Температура спала, начался кашель. Юноша лаял, надрывая горло. Впалая грудь ходила ходуном, лицо краснело. Кашель мешал раненому, заставляя задыхаться от удушья.
— Соседей не обманешь, — сказала Айями. — Гхыкает-то мужской голос. На всех этажах слышно.
— Я сказала, что ко мне в гости приехал племянник, — отозвалась Эммалиэ спокойно. — А тех, кого соседство с моим родственником не устраивает, могут пожаловаться даганнам. Посмотрим, кому будет хуже. Дам показания, и вместе со мной весь дом пойдет под арест за сговор.
— Должно быть, Ниналини обрадовалась перспективе переезда в Даганнию, — хмыкнула Айями.
— А то как же. Заявила, что помогает членам Сопротивления, а чужие родственники обойдутся, — ответила Эммалиэ со смешком.
— Она не промолчит. Сдаст.
— Не сдаст, — заверила Эммалиэ. — Я слишком хорошо её знаю.
Чтобы облегчить кашель, пришлось передвинуть "кровать" ближе к буфету и приподнять раненого полулежа. Так посоветовала Зоимэль.
— Чтобы легче отходила мокрота, — пояснила она. — Ему повезло, не заработал воспаление.
Начав кашлять, паренек пришел в себя. Открыв глаза, смотрел в одну точку, и во взгляде не сразу появилась осмысленность. Еще бы, любой дезориентируется, очнувшись в непонятном месте, в темноте при свете лучины.
Айями рассказала юноше, каким образом он оказался в полуразгромленной квартире.
— Меня зовут Айями, а маму — Эммалиэ. А твое имя?
Незнакомец не мог говорить — голос пропал, и рукой пошевелить не мог, потому что ослаб. Даже моргание поначалу утомляло паренька, но потом дело пошло на поправку. При случае Эммалиэ перебрала вслух буквы, а раненый моргал, отмечая нужную. Айями записывала, и на листочке получилось "Айрамир". Аналогичным способом женщины узнали, что юноше двадцать лет.
— Ну, вот и познакомились, прекрасный принц, — улыбнулась Айями, сжав ободряюще его ладонь.
Айрамир мало походил на принца. Ранение и болезнь заострили черты лица, глаза ввалились, и стали заметны торчащие уши.

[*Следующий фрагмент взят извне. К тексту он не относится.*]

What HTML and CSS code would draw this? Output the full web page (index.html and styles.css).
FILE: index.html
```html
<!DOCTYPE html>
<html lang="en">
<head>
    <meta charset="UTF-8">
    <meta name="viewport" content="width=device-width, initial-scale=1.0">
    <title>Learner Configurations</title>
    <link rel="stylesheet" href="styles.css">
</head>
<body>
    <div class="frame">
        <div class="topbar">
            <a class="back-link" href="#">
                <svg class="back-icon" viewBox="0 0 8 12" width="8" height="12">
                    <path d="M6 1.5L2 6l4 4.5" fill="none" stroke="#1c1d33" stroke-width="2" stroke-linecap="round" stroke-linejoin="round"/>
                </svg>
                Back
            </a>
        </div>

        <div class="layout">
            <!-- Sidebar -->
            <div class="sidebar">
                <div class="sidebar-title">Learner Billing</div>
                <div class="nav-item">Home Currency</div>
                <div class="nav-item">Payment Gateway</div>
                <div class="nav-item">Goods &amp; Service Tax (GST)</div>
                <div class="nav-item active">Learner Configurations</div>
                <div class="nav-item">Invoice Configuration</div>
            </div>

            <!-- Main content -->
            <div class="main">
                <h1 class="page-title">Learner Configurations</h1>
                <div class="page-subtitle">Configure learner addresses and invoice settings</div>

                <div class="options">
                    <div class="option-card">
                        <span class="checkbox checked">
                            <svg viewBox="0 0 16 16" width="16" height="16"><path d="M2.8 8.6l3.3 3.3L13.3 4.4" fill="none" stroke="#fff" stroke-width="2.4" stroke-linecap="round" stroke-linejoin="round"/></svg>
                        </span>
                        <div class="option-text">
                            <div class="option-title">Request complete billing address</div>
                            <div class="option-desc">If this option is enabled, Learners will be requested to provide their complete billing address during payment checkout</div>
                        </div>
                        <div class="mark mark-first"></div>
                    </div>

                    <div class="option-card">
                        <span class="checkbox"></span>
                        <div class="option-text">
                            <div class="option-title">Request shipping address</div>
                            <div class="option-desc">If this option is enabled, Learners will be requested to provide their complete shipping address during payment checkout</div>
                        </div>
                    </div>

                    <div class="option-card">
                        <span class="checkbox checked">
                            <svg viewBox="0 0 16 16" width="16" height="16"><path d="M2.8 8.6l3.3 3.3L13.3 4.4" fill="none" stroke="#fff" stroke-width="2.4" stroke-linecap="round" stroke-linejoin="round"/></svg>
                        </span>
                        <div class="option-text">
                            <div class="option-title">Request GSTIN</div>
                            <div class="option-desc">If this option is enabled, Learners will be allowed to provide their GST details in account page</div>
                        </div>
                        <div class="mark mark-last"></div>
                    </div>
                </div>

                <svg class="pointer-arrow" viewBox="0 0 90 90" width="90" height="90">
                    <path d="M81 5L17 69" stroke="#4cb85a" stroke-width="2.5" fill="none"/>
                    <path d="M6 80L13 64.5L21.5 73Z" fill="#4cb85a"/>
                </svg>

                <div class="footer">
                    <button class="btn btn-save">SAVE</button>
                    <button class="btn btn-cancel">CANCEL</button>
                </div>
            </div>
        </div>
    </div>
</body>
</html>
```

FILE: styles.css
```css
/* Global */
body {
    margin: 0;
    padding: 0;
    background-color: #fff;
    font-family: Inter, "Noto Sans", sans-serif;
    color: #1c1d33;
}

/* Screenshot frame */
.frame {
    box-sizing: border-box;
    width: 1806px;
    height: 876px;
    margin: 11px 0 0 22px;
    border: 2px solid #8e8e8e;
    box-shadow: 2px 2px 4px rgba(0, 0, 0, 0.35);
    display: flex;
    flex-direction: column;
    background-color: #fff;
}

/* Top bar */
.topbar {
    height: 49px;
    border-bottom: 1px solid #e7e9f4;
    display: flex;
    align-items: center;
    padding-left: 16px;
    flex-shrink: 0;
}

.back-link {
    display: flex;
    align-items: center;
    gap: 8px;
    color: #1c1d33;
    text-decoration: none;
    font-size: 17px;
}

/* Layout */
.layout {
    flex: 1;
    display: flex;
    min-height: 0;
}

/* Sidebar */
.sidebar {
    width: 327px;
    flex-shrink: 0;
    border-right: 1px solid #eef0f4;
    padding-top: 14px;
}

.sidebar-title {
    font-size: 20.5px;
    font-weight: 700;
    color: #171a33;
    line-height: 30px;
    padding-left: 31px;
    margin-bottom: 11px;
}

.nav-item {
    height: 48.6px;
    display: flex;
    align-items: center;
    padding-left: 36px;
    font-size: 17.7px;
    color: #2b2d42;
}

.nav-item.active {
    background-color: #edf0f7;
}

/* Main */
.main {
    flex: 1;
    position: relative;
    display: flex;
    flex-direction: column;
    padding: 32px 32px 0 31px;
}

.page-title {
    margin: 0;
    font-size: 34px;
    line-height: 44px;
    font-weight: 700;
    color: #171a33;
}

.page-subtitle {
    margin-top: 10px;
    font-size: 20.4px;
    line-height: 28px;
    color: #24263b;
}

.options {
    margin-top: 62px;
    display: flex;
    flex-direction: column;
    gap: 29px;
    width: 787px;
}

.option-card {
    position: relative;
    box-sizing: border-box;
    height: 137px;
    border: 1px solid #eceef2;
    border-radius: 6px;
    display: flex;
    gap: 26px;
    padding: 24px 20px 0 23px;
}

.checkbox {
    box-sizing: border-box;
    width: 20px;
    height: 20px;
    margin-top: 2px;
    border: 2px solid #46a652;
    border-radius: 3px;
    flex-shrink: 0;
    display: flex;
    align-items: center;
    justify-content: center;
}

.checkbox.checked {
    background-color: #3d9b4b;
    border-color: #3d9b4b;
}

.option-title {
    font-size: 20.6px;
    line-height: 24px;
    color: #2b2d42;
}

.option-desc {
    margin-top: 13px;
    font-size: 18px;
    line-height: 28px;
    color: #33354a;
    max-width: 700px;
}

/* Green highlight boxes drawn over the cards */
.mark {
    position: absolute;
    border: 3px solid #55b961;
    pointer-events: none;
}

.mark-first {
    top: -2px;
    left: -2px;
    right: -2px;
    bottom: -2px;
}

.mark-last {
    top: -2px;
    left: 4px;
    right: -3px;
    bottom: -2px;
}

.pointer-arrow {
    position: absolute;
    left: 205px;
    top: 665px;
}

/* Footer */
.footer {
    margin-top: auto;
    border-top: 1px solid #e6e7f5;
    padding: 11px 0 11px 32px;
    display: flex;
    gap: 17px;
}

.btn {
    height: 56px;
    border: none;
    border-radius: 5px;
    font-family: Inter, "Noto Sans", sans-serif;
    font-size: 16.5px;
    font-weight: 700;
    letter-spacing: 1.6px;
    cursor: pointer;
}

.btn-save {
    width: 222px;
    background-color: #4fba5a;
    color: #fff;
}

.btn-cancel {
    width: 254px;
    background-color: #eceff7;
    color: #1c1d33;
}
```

— Смотри, Айями, ваши имена похожи. Одинаковые "Ай" и "ми", — отметила Эммалиэ с воодушевлением. Ее несказанно радовало, что паренек очнулся. Значит, не впустую бдели возле постели раненого.
А тот с каждым днем крепчал. Айрамира кормили часто, но понемногу. Не желая быть беспомощным, юноша отобрал ложку у Эммалиэ и с разочарованным стоном разжал пальцы — из-за слабости задрожали руки. И естественные надобности справлял с помощью Эммалиэ, так как стеснялся Айями. И пытался самостоятельно добраться до отхожего ведра, но упал, потеряв сознание, чем напугал женщин.
— Вот упрямец. Сначала сил наберись, а потом шастай. Между прочим, пол холодный, а ты босиком, — упрекнула Эммалиэ парня, но всё же принесла галоши деда Пеалея вместо тапок.
Айрамир и разговаривать пытался, но голос исчез, оставив взамен каркающие хрипы.
— Не надрывай связки. Всему своё время, — успокоила Зоимэль, придя для повторного осмотра. — Видно, ты в рубашке родился. Могло быть и хуже.
Осмотрев раны, врачевательница осталась довольна их заживлением. Взамен использованных упаковок от лекарств, она дала другие.
— Здесь остатки, — потрясла полупустым баллончиком с аэрозолью. — Новый дать не могу, строгий учет. И перераспределите прием таблеток. Вместо трех за день давайте две, но четырежды, по половинке.
Айрамир говорил губами. Произносил беззвучно: "Привет", и Айями отвечала:
— Привет, больнушкин. Сегодня у нас на ужин перловка с мясом.
Ели вдвоем. Точнее, она помогала пареньку держать ложку с кашей и подносить ко рту.